Aujourd’hui j’envisage de découvrir un nouveau domaine au sein du Crédit Agricole de La Réunion. Je suis persuadée que plus on change d’environnement, d’activité, d’équipe, plus on développe des capacités d’adaptation et on apprend sur soi-même. Changer régulièrement c’est donc aussi un chemin qui apporte plus de sérénité au travail. Et qui sait, peut-être saisir une nouvelle occasion de mobilité si elle se présentait dans quelques années.

* Quels conseils donneriez-vous aux Réunionnais qui souhaiteraient rentrer sur l’île après une mobilité ?

Mon premier conseil serait de ne pas vouloir rentrer tout de suite après le diplôme, mais de forger ses armes en travaillant quelques années hors de l’île afin de consolider son CV. Et d’en profiter pour visiter tout ce qu’on peut !

Le second c’est de bien réfléchir à ses motivations. Choisir c’est toujours renoncer à quelque chose. Bien des aspects de La Réunion peuvent nous manquer lorsque l’on n’y vit plus. Mais il faut faire un choix qui n’injurie pas l’avenir. Si votre souhait est de faire une carrière internationale, ne négligez pas d’autres opportunités que La Réunion. Une fois sur l’île il devient plus difficile de poursuivre ce projet à moyen terme, sauf à intégrer un grand groupe lui-même implanté à l’étranger. Alors peut-être faut-il vivre les expériences qu’on souhaite avant de revenir s’installer sur l’île. La vie professionnelle est longue, on a le temps de rentrer !
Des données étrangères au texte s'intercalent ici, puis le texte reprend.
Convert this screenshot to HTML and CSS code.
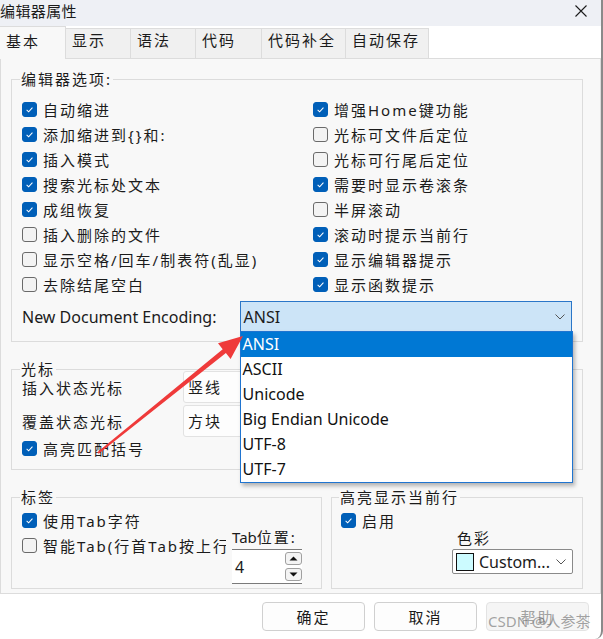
FILE: index.html
```html
<!DOCTYPE html>
<html lang="zh-CN">
<head>
<meta charset="utf-8">
<title>编辑器属性</title>
<link rel="stylesheet" href="styles.css">
</head>
<body>
<div class="window">
  <div class="titlebar">
    <span class="title">编辑器属性</span>
    <svg class="close" width="12" height="12" viewBox="0 0 12 12"><path d="M0.5 0.5 L11.5 11.5 M11.5 0.5 L0.5 11.5" stroke="#1b1b1b" stroke-width="1.1" fill="none"/></svg>
  </div>
  <div class="tabs">
    <div class="tab active w66">基本</div>
    <div class="tab w65">显示</div>
    <div class="tab w65">语法</div>
    <div class="tab w66">代码</div>
    <div class="tab w84">代码补全</div>
    <div class="tab w83">自动保存</div>
  </div>
  <div class="page">
    <div class="group g-editor">
      <span class="group-title t8">编辑器选项:</span>
      <div class="cb-grid">
        <div class="cb-row"><span class="cb on"><svg viewBox="0 0 15 15"><path d="M4.2 7.9 L6.5 10.1 L10.9 5.4"/></svg></span><span class="lbl">自动缩进</span></div>
        <div class="cb-row"><span class="cb on"><svg viewBox="0 0 15 15"><path d="M4.2 7.9 L6.5 10.1 L10.9 5.4"/></svg></span><span class="lbl">增强Home键功能</span></div>
        <div class="cb-row"><span class="cb on"><svg viewBox="0 0 15 15"><path d="M4.2 7.9 L6.5 10.1 L10.9 5.4"/></svg></span><span class="lbl">添加缩进到{}和:</span></div>
        <div class="cb-row"><span class="cb"></span><span class="lbl">光标可文件后定位</span></div>
        <div class="cb-row"><span class="cb on"><svg viewBox="0 0 15 15"><path d="M4.2 7.9 L6.5 10.1 L10.9 5.4"/></svg></span><span class="lbl">插入模式</span></div>
        <div class="cb-row"><span class="cb"></span><span class="lbl">光标可行尾后定位</span></div>
        <div class="cb-row"><span class="cb on"><svg viewBox="0 0 15 15"><path d="M4.2 7.9 L6.5 10.1 L10.9 5.4"/></svg></span><span class="lbl">搜索光标处文本</span></div>
        <div class="cb-row"><span class="cb on"><svg viewBox="0 0 15 15"><path d="M4.2 7.9 L6.5 10.1 L10.9 5.4"/></svg></span><span class="lbl">需要时显示卷滚条</span></div>
        <div class="cb-row"><span class="cb on"><svg viewBox="0 0 15 15"><path d="M4.2 7.9 L6.5 10.1 L10.9 5.4"/></svg></span><span class="lbl">成组恢复</span></div>
        <div class="cb-row"><span class="cb"></span><span class="lbl">半屏滚动</span></div>
        <div class="cb-row"><span class="cb"></span><span class="lbl">插入删除的文件</span></div>
        <div class="cb-row"><span class="cb on"><svg viewBox="0 0 15 15"><path d="M4.2 7.9 L6.5 10.1 L10.9 5.4"/></svg></span><span class="lbl">滚动时提示当前行</span></div>
        <div class="cb-row"><span class="cb"></span><span class="lbl">显示空格/回车/制表符(乱显)</span></div>
        <div class="cb-row"><span class="cb on"><svg viewBox="0 0 15 15"><path d="M4.2 7.9 L6.5 10.1 L10.9 5.4"/></svg></span><span class="lbl">显示编辑器提示</span></div>
        <div class="cb-row"><span class="cb"></span><span class="lbl">去除结尾空白</span></div>
        <div class="cb-row"><span class="cb on"><svg viewBox="0 0 15 15"><path d="M4.2 7.9 L6.5 10.1 L10.9 5.4"/></svg></span><span class="lbl">显示函数提示</span></div>
      </div>
      <div class="enc-row">
        <span class="enc-label">New Document Encoding:</span>
        <div class="select">
          <span class="select-text">ANSI</span>
          <svg class="chev" width="10" height="6" viewBox="0 0 10 6"><path d="M0.5 0.5 L5 5 L9.5 0.5" stroke="#555" stroke-width="1" fill="none"/></svg>
          <ul class="list">
            <li class="sel">ANSI</li>
            <li>ASCII</li>
            <li>Unicode</li>
            <li>Big Endian Unicode</li>
            <li>UTF-8</li>
            <li>UTF-7</li>
          </ul>
        </div>
      </div>
    </div>

    <div class="group g-cursor">
      <span class="group-title t8">光标</span>
      <div class="combo-row">
        <span class="combo-label">插入状态光标</span>
        <div class="combo">竖线</div>
      </div>
      <div class="combo-row second">
        <span class="combo-label">覆盖状态光标</span>
        <div class="combo">方块</div>
      </div>
      <div class="cb-row short"><span class="cb on"><svg viewBox="0 0 15 15"><path d="M4.2 7.9 L6.5 10.1 L10.9 5.4"/></svg></span><span class="lbl">高亮匹配括号</span></div>
    </div>

    <div class="group-row">
      <div class="group g-tabs">
        <span class="group-title t8">标签</span>
        <div class="tabs-left">
          <div class="cb-row"><span class="cb on"><svg viewBox="0 0 15 15"><path d="M4.2 7.9 L6.5 10.1 L10.9 5.4"/></svg></span><span class="lbl">使用Tab字符</span></div>
          <div class="cb-row"><span class="cb"></span><span class="lbl">智能Tab(行首Tab按上行缩进)</span></div>
        </div>
        <div class="tabs-right">
          <div class="spin-label"><span class="lat">Tab</span>位置:</div>
          <div class="spin">
            <span class="spin-val">4</span>
            <div class="spin-btns">
              <span class="spin-btn"><svg width="9" height="5" viewBox="0 0 9 5"><path d="M0.5 4.5 L4.5 0.5 L8.5 4.5 Z" fill="#111"/></svg></span>
              <span class="spin-btn"><svg width="9" height="5" viewBox="0 0 9 5"><path d="M0.5 0.5 L4.5 4.5 L8.5 0.5 Z" fill="#111"/></svg></span>
            </div>
          </div>
        </div>
      </div>
      <div class="group g-hl">
        <span class="group-title t7">高亮显示当前行</span>
        <div class="cb-row hl-row"><span class="cb on"><svg viewBox="0 0 15 15"><path d="M4.2 7.9 L6.5 10.1 L10.9 5.4"/></svg></span><span class="lbl">启用</span></div>
        <div class="color-block">
          <div class="color-label">色彩</div>
          <div class="color-combo">
            <span class="swatch"></span>
            <span class="color-text">Custom...</span>
            <svg class="chev" width="10" height="6" viewBox="0 0 10 6"><path d="M0.5 0.5 L5 5 L9.5 0.5" stroke="#555" stroke-width="1" fill="none"/></svg>
          </div>
        </div>
      </div>
    </div>
  </div>
  <div class="buttons">
    <button class="btn">确定</button>
    <button class="btn">取消</button>
    <button class="btn disabled">帮助</button>
  </div>
  <div class="watermark">CSDN @人参茶</div>
  <svg class="arrow" width="603" height="639" viewBox="0 0 603 639">
    <polygon points="97.3,452.2 222.7,349.2 218.0,343.3 243,336 230.6,358.9 225.9,353.0 98.7,453.8" fill="#ef3a3a"/>
  </svg>
</div>
</body>
</html>
```

FILE: styles.css
```css
* { box-sizing: border-box; }

body {
  margin: 0;
  font-family: "Noto Sans", "Noto Sans CJK SC", sans-serif;
  color: #1b1b1b;
  background: #ffffff;
}

.window {
  position: relative;
  width: 603px;
  height: 639px;
  background: #ffffff;
  border-right: 2px solid #8a8a8a;
  border-bottom-right-radius: 8px;
  overflow: hidden;
}

/* title bar */
.titlebar {
  height: 26px;
  background: #eef0f5;
  display: flex;
  align-items: flex-start;
}
.title {
  flex: 1;
  font-size: 15px;
  line-height: 22px;
  letter-spacing: 0.4px;
}
.close {
  margin-top: 5px;
  margin-right: 14px;
}

/* tabs */
.tabs {
  height: 32px;
  display: flex;
  align-items: flex-end;
  font-size: 15px;
  letter-spacing: 2px;
}
.tab {
  height: 30px;
  background: #f0f0f0;
  border: 1px solid #dcdcdc;
  border-left: none;
  border-bottom: none;
  padding-left: 6px;
  line-height: 22px;
  white-space: nowrap;
}
.tab.active {
  height: 33px;
  margin-bottom: -1px;
  background: #f8f8f8;
  line-height: 28px;
  position: relative;
  z-index: 1;
}
.w65 { width: 65px; }
.w66 { width: 66px; }
.w83 { width: 83px; }
.w84 { width: 84px; }

/* page */
.page {
  height: 536px;
  background: #f8f8f8;
  border: 1px solid #dcdcdc;
  padding: 0 10px;
}

.group {
  position: relative;
  border: 1px solid #dcdcdc;
}
.group-title {
  position: absolute;
  top: -10px;
  padding: 0 1px;
  background: #f8f8f8;
  font-size: 15px;
  letter-spacing: 2px;
  line-height: 18px;
  white-space: nowrap;
}
.t7 { left: 7px; }
.t8 { left: 8px; }

.lbl {
  font-size: 15px;
  letter-spacing: 2px;
  white-space: nowrap;
}

/* editor options */
.g-editor {
  width: 572px;
  margin-top: 20px;
  padding: 17px 10px 9px 10px;
}
.cb-grid {
  display: grid;
  grid-template-columns: 291px 1fr;
  grid-auto-rows: 25px;
}
.cb-row {
  display: flex;
  align-items: center;
  height: 25px;
  gap: 6px;
}
.cb {
  flex: none;
  width: 15px;
  height: 15px;
  border-radius: 3px;
  border: 1px solid #6a6a6a;
  background: #f3f3f3;
  display: flex;
}
.cb.on {
  border-color: #005fb8;
  background: #005fb8;
}
.cb svg {
  width: 13px;
  height: 13px;
}
.cb svg path {
  stroke: #ffffff;
  stroke-width: 1.2;
  fill: none;
}

.enc-row {
  display: flex;
  align-items: center;
  margin-top: 4px;
  height: 31px;
}
.enc-label {
  width: 218px;
  font-size: 16px;
  white-space: nowrap;
}
.select {
  position: relative;
  z-index: 10;
  width: 333px;
  height: 31px;
  background: #cce4f7;
  border: 1px solid #2a76c8;
  display: flex;
  align-items: center;
  padding: 0 6px 0 3px;
}
.select-text {
  flex: 1;
  font-size: 16px;
}
.list {
  position: absolute;
  top: 100%;
  left: -1px;
  width: 333px;
  margin: 0;
  padding: 0;
  list-style: none;
  background: #ffffff;
  border: 1px solid #1f74d0;
  box-shadow: 2px 3px 4px rgba(0, 0, 0, 0.28);
}
.list li {
  height: 25px;
  line-height: 25px;
  padding-left: 2px;
  font-size: 16px;
  color: #111;
}
.list li.sel {
  background: #0078d4;
  color: #ffffff;
}

/* cursor group */
.g-cursor {
  width: 572px;
  margin-top: 27px;
  padding: 1px 10px 9px 10px;
}
.combo-row {
  display: flex;
  align-items: center;
  height: 32px;
}
.combo-row.second {
  margin-top: 2px;
}
.combo-label {
  width: 161px;
  font-size: 15px;
  letter-spacing: 2px;
  white-space: nowrap;
}
.combo {
  width: 140px;
  height: 32px;
  background: #fdfdfd;
  border: 1px solid #e2e2e2;
  border-radius: 3px;
  padding-left: 4px;
  font-size: 15px;
  letter-spacing: 2px;
  line-height: 30px;
}
.cb-row.short {
  height: 23px;
}

/* bottom groups */
.group-row {
  display: flex;
  gap: 9px;
  margin-top: 27px;
}
.g-tabs {
  width: 311px;
  height: 92px;
  padding: 10px 0 0 10px;
  display: flex;
}
.tabs-left {
  width: 204px;
  overflow: hidden;
}
.tabs-right {
  margin-left: 6px;
  padding-top: 20px;
}
.spin-label {
  font-size: 15px;
  letter-spacing: 2px;
  line-height: 18px;
  white-space: nowrap;
}
.lat {
  letter-spacing: 0;
}
.spin {
  margin-top: 3px;
  width: 70px;
  height: 35px;
  background: #ffffff;
  border-top: 1px solid #7a7a7a;
  border-bottom: 1px solid #7a7a7a;
  display: flex;
  align-items: center;
  padding: 0 0 0 3px;
}
.spin-val {
  flex: 1;
  font-size: 16px;
}
.spin-btns {
  display: flex;
  flex-direction: column;
  gap: 3px;
}
.spin-btn {
  width: 17px;
  height: 13px;
  border: 1px solid #a0a0a0;
  border-radius: 3px;
  background: #f4f4f4;
  display: flex;
  align-items: center;
  justify-content: center;
}

.g-hl {
  width: 252px;
  height: 92px;
  padding: 13px 9px 0 9px;
  display: flex;
  flex-direction: column;
}
.cb-row.hl-row {
  height: 19px;
}
.color-block {
  margin-left: auto;
  width: 121px;
}
.color-label {
  padding-left: 5px;
  font-size: 15px;
  letter-spacing: 2px;
  line-height: 16px;
}
.color-combo {
  margin-top: 3px;
  height: 25px;
  background: #ffffff;
  border: 1px solid #8a8a8a;
  border-radius: 2px;
  display: flex;
  align-items: center;
  padding: 0 6px 0 3px;
  gap: 5px;
}
.swatch {
  flex: none;
  width: 18px;
  height: 18px;
  background: #ccfbff;
  border: 1px solid #111;
}
.color-text {
  flex: 1;
  font-size: 16px;
  white-space: nowrap;
}

/* bottom buttons */
.buttons {
  height: 45px;
  display: flex;
  justify-content: flex-end;
  gap: 9px;
  padding: 8px 12px 0 0;
}
.btn {
  width: 103px;
  height: 29px;
  background: #fdfdfd;
  border: 1px solid #d0d0d0;
  border-radius: 4px;
  font-family: "Noto Sans CJK SC", sans-serif;
  font-size: 15px;
  letter-spacing: 2px;
  color: #1b1b1b;
  padding: 0;
}
.btn.disabled {
  background: #f5f5f5;
  border-color: #e3e3e3;
  color: #a2a2a2;
}

.watermark {
  position: absolute;
  left: 488px;
  top: 610px;
  font-size: 15px;
  color: rgba(105, 105, 105, 0.6);
  white-space: nowrap;
  pointer-events: none;
}

.arrow {
  position: absolute;
  left: 0;
  top: 0;
  z-index: 20;
  pointer-events: none;
}
```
Il faut donc déterminer le bon moment pour rentrer et s’y préparer en amont. En fonction du profil et de sa spécialisation, se renseigner sur l’état du marché dans son domaine. La difficulté est vraiment de trouver le bon timing… Trop vite après le diplôme peut se révéler trop tôt. Mais après plusieurs années passées ailleurs, si le CV est de très bon niveau et que les expériences sont très riches, il faut avoir conscience que la taille du marché de l’emploi sur l’île n’offre pas énormément d’opportunités pour les postes d’encadrement supérieur. Parfois une spécialisation va répondre à un besoin d’expertise qui se présente à un temps T. Parfois un profil plus polyvalent permettra de prospecter de manière plus large. Il y a une part de bonne étoile aussi dans les opportunités qui se présentent…

Enfin, je crois que pour un recruteur, à compétences égales, le fait d’avoir un candidat qui à ses attaches sur l’île est indéniablement un plus : cela consolide l’idée d’un projet mûri et minore un peu le risque d’un nouveau collaborateur qui finalement ne s’adapte pas à la vie ici et repart rapidement.